Retype verbatim only the lines below, starting at the one that contains "Recreate this image" and ending at the one that contains "export default App". Pictures are excluded from the copy.

────────

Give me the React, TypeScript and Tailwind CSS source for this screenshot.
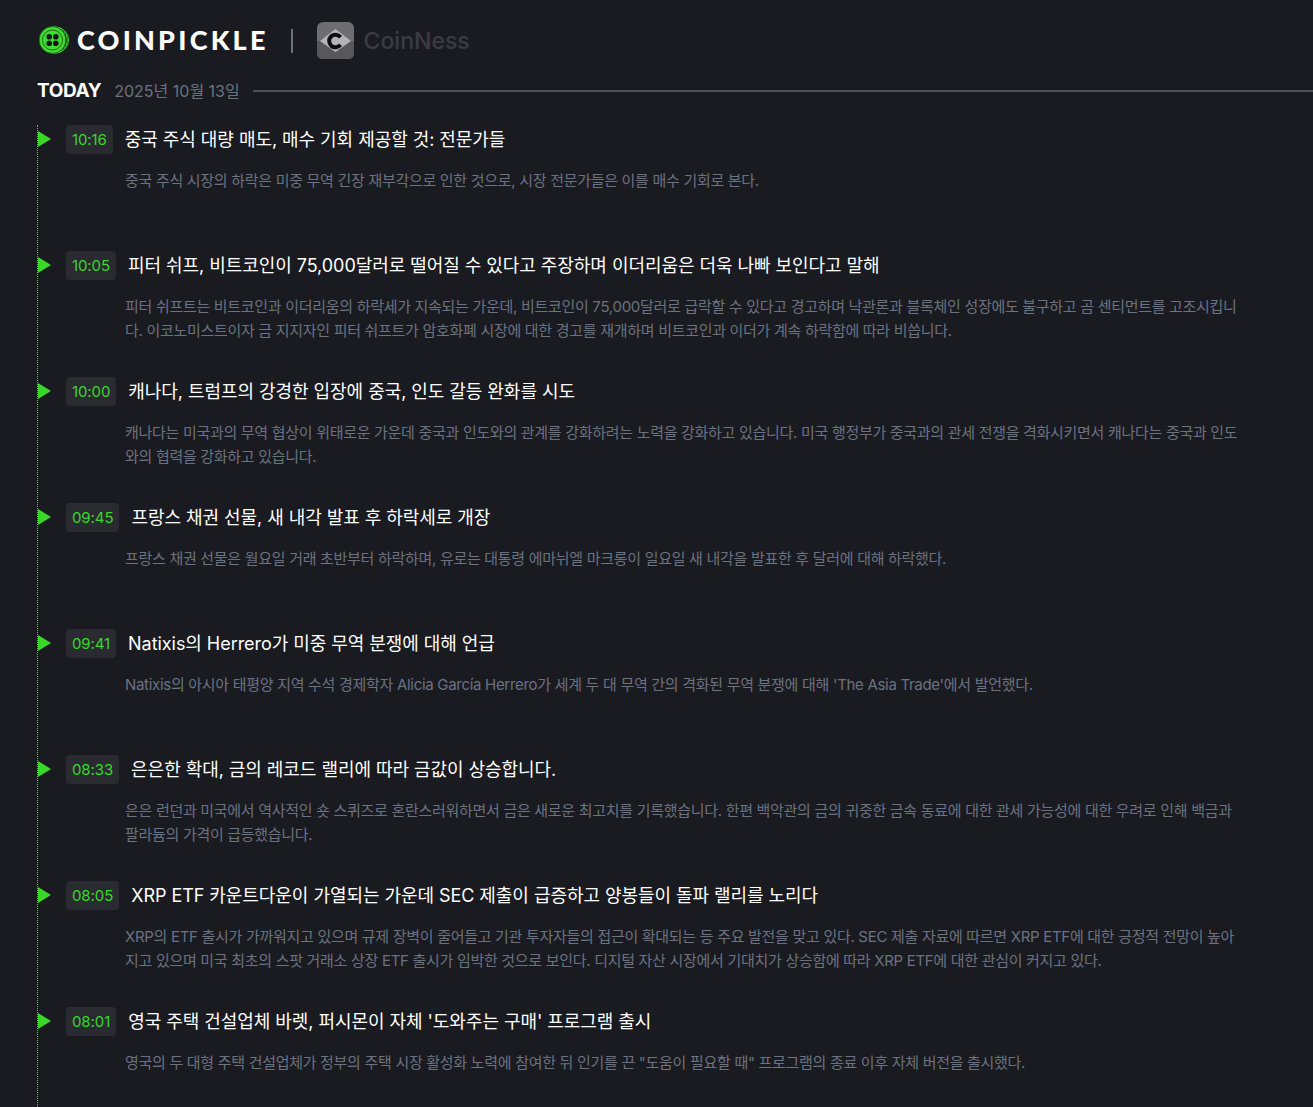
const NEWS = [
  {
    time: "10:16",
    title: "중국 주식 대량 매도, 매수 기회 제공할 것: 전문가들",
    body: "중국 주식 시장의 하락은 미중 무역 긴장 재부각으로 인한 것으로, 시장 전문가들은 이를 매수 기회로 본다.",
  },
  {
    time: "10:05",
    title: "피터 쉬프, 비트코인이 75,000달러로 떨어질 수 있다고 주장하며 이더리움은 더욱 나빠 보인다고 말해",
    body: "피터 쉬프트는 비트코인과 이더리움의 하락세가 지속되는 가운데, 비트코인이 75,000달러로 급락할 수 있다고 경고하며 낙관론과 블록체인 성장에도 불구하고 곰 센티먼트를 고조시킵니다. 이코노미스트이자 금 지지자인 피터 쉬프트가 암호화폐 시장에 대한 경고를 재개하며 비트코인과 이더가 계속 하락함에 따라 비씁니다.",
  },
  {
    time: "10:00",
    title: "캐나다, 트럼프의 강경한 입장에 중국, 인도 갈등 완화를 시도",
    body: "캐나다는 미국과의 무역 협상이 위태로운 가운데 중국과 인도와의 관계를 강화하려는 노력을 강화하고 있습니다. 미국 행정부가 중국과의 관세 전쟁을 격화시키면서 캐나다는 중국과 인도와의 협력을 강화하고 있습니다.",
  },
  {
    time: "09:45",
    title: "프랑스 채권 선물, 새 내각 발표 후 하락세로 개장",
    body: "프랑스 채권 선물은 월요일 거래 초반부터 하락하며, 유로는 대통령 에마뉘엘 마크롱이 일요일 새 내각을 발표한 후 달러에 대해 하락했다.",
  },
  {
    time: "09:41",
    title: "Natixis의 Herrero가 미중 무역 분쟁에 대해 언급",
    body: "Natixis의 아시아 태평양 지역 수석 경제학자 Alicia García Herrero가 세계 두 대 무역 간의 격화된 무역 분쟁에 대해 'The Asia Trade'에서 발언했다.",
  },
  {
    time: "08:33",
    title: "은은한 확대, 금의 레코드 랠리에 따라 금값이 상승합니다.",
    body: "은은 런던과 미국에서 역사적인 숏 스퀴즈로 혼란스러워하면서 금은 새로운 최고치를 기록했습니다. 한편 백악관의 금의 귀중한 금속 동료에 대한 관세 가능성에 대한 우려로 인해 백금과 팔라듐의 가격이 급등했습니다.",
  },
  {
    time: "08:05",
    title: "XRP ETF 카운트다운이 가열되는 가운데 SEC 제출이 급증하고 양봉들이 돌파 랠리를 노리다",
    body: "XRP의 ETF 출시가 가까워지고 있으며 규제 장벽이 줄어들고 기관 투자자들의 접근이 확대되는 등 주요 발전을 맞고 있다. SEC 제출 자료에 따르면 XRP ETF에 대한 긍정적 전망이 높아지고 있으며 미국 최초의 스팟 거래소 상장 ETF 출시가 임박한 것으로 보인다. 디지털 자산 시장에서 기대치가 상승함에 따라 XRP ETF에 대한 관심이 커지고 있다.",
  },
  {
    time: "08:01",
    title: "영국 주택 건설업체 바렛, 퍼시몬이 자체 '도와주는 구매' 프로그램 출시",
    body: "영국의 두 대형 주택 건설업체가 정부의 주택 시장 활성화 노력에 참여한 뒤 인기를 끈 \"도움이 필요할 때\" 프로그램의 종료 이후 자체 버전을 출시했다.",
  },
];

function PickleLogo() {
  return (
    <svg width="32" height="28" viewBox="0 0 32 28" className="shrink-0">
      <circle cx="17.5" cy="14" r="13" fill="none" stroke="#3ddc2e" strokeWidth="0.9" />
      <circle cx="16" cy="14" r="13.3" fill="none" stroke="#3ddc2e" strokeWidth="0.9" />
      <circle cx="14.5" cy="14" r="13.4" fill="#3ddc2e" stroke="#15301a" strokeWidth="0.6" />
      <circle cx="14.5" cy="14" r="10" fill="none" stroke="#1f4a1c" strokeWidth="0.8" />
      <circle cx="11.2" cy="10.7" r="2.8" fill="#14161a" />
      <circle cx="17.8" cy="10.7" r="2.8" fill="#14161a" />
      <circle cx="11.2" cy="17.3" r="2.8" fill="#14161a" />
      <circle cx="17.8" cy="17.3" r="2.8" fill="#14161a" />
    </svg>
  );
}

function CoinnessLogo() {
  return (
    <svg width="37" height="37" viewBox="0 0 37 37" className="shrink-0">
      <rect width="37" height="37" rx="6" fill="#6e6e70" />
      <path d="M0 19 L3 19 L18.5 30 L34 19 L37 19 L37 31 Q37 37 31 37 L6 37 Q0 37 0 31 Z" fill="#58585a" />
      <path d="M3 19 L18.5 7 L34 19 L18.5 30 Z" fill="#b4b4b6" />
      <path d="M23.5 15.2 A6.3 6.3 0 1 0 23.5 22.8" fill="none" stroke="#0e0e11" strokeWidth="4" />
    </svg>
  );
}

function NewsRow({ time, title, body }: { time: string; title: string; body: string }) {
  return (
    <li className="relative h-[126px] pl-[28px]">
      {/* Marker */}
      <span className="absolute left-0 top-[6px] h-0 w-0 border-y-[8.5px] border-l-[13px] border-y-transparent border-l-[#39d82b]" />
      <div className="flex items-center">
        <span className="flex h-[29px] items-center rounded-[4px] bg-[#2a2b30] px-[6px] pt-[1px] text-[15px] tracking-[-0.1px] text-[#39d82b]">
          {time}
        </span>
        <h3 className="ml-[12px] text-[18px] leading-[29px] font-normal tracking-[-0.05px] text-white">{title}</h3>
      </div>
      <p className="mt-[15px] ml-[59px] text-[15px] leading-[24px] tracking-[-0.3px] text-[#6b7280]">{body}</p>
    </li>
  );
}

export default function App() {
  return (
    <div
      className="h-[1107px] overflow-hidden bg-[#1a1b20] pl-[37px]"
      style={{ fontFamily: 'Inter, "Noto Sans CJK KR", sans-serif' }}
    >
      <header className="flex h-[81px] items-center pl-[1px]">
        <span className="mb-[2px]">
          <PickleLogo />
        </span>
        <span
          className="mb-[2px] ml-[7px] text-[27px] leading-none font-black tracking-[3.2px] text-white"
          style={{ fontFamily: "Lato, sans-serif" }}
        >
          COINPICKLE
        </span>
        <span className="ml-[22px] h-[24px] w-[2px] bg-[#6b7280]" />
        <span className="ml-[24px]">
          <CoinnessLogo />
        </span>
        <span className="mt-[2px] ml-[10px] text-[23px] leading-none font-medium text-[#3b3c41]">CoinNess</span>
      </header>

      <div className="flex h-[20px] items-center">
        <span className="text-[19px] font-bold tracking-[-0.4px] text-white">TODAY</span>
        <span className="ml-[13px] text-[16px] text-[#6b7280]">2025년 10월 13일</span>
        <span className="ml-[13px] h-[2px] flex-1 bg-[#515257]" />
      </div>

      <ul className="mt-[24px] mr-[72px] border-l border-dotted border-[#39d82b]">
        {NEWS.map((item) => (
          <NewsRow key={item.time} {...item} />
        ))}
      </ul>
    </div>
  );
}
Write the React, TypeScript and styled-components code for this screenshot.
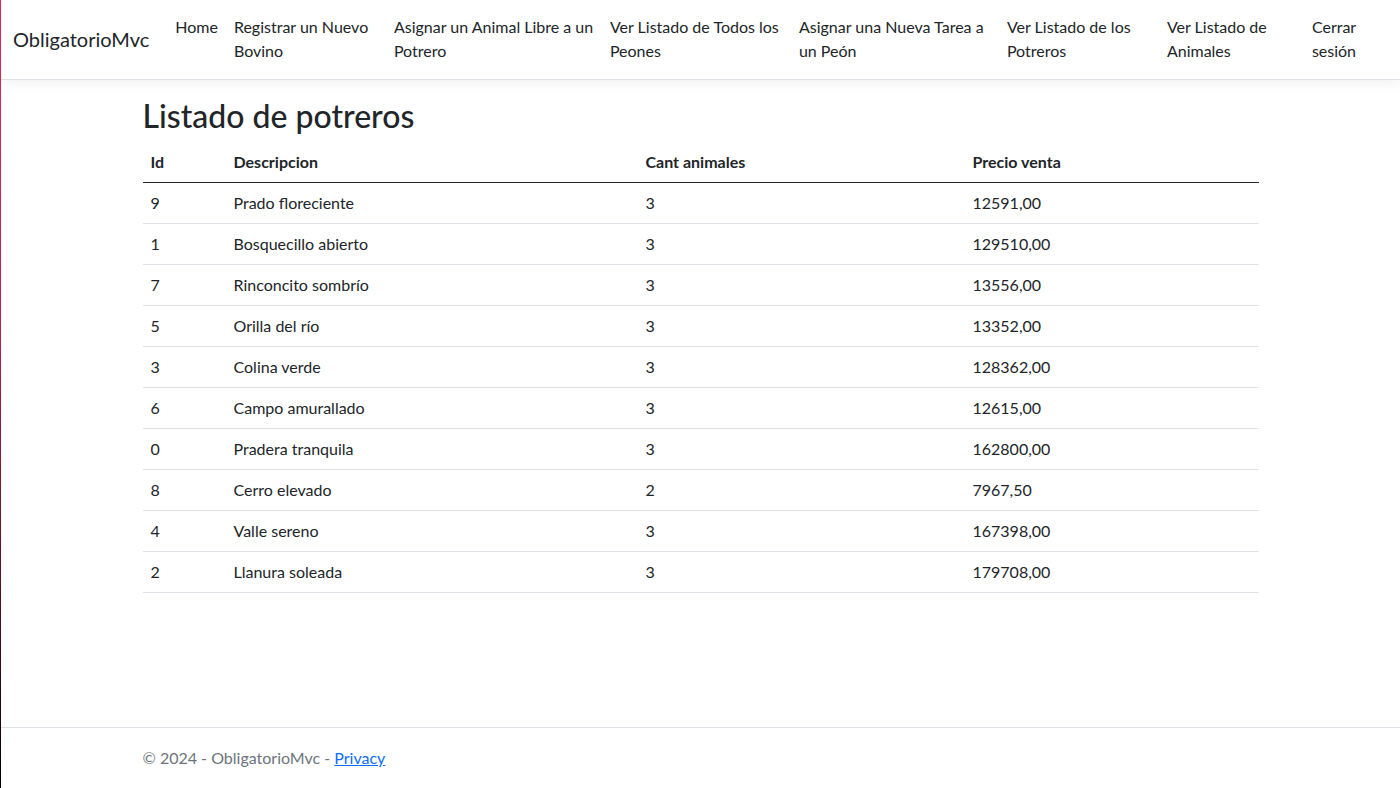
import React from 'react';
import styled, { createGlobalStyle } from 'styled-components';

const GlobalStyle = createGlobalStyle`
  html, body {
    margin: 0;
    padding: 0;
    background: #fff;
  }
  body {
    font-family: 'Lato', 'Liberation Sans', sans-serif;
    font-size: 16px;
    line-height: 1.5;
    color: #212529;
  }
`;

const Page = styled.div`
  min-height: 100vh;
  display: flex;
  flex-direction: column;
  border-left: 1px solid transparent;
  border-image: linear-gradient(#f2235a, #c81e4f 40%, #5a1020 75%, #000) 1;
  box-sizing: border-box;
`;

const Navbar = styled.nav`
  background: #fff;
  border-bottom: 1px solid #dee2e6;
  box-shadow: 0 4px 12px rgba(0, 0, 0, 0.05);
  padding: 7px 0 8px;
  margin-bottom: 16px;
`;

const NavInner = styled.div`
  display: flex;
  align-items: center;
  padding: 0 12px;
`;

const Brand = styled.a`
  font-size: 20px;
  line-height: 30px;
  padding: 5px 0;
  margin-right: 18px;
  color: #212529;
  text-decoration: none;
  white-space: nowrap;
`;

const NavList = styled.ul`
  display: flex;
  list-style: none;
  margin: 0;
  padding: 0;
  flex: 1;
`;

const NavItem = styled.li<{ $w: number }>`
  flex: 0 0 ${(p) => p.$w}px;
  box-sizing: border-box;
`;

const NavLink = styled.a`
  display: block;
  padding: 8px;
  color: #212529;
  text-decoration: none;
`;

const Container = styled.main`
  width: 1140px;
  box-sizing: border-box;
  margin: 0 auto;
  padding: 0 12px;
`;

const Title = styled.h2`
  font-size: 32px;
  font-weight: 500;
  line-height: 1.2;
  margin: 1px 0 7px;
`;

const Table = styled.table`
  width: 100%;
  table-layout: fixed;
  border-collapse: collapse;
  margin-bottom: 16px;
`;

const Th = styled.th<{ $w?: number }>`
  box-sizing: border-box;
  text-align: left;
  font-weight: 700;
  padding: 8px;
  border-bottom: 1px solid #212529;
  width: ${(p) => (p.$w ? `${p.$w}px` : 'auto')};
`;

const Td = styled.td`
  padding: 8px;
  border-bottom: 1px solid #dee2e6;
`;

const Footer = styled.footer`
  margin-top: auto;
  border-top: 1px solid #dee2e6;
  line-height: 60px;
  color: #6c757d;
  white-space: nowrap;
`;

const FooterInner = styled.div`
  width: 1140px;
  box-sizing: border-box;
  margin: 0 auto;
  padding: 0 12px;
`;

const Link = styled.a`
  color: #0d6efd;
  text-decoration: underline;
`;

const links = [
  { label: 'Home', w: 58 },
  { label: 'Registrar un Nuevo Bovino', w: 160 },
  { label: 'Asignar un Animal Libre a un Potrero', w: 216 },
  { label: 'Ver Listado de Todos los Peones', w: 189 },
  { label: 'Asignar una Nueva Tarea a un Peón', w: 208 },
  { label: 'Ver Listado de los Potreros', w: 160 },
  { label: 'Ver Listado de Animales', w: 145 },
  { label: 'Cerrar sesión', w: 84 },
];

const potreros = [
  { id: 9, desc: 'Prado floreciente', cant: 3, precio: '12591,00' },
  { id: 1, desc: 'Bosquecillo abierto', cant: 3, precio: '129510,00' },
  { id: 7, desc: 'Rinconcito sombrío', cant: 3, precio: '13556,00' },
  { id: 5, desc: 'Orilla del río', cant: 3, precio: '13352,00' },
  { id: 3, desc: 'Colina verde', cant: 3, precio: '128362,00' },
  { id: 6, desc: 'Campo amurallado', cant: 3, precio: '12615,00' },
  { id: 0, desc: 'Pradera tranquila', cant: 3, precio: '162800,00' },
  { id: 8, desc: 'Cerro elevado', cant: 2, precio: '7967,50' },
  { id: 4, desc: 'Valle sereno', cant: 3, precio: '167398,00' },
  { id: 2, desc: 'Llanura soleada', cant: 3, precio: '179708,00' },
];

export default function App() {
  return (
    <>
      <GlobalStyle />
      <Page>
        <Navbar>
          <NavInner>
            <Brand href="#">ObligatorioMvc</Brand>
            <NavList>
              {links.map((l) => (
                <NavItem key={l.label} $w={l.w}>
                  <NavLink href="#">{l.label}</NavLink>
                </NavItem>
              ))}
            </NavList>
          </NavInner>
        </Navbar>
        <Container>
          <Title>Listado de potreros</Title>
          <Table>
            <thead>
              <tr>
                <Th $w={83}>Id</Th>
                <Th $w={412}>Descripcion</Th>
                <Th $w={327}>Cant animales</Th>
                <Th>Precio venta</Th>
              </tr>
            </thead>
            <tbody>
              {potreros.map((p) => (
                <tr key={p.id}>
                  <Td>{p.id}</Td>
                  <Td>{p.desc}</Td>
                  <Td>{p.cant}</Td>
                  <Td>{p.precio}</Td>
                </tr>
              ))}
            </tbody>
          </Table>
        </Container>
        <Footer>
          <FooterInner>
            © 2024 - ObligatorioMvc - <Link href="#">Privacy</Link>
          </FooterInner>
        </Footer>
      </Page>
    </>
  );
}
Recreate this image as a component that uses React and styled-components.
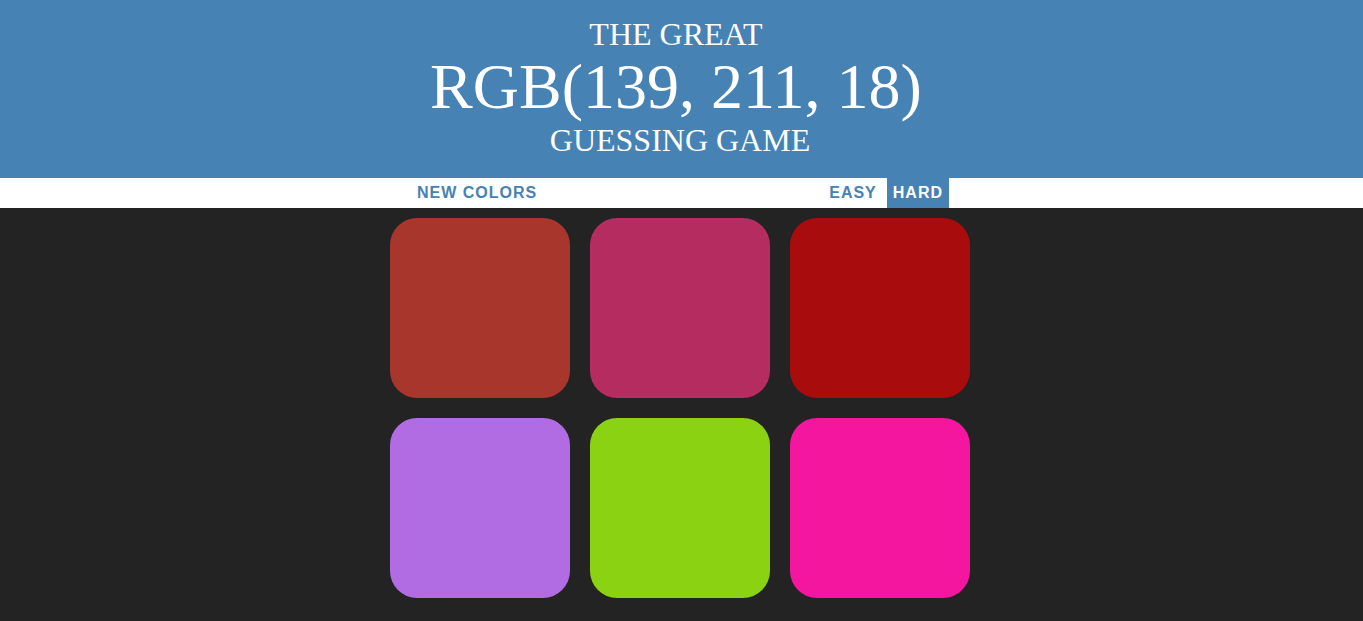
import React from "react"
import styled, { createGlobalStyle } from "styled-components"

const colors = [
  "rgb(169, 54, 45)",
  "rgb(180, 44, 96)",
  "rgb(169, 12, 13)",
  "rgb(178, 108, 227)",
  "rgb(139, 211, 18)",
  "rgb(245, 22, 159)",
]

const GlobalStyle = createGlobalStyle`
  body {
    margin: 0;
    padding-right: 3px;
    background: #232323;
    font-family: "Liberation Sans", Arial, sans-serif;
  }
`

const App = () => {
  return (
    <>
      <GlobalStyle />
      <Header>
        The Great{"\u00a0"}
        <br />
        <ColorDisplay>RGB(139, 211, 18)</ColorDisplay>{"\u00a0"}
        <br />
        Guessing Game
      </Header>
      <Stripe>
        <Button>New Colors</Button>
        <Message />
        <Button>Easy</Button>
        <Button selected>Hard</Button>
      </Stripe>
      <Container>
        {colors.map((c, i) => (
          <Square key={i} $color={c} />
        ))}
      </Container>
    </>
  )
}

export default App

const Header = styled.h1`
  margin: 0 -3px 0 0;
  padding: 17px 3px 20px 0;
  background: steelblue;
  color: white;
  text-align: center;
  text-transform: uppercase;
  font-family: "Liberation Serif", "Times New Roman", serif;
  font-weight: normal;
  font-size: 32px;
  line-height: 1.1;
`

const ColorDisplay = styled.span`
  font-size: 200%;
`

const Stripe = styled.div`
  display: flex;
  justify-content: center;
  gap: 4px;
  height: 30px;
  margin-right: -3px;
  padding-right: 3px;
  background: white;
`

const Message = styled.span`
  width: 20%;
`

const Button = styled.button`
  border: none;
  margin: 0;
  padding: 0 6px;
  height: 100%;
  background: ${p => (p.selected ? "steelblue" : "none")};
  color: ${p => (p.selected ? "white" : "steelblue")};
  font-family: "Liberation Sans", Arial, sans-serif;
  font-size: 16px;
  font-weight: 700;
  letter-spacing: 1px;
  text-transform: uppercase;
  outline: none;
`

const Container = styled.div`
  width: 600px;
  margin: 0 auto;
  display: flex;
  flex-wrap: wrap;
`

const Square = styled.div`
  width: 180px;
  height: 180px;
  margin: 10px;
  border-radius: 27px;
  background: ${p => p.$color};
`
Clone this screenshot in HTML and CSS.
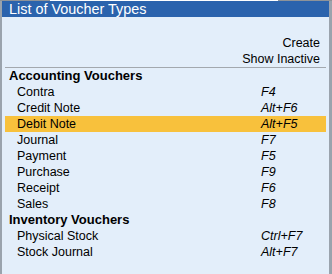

────────

[RESPONSE TO THIS EXERCISE]:
Recreate this image as a component that uses React and styled-components.
import React from "react"
import styled, { createGlobalStyle } from "styled-components"

const colors = [
  "rgb(169, 54, 45)",
  "rgb(180, 44, 96)",
  "rgb(169, 12, 13)",
  "rgb(178, 108, 227)",
  "rgb(139, 211, 18)",
  "rgb(245, 22, 159)",
]

const GlobalStyle = createGlobalStyle`
  body {
    margin: 0;
    padding-right: 3px;
    background: #232323;
    font-family: "Liberation Sans", Arial, sans-serif;
  }
`

const App = () => {
  return (
    <>
      <GlobalStyle />
      <Header>
        The Great{"\u00a0"}
        <br />
        <ColorDisplay>RGB(139, 211, 18)</ColorDisplay>{"\u00a0"}
        <br />
        Guessing Game
      </Header>
      <Stripe>
        <Button>New Colors</Button>
        <Message />
        <Button>Easy</Button>
        <Button selected>Hard</Button>
      </Stripe>
      <Container>
        {colors.map((c, i) => (
          <Square key={i} $color={c} />
        ))}
      </Container>
    </>
  )
}

export default App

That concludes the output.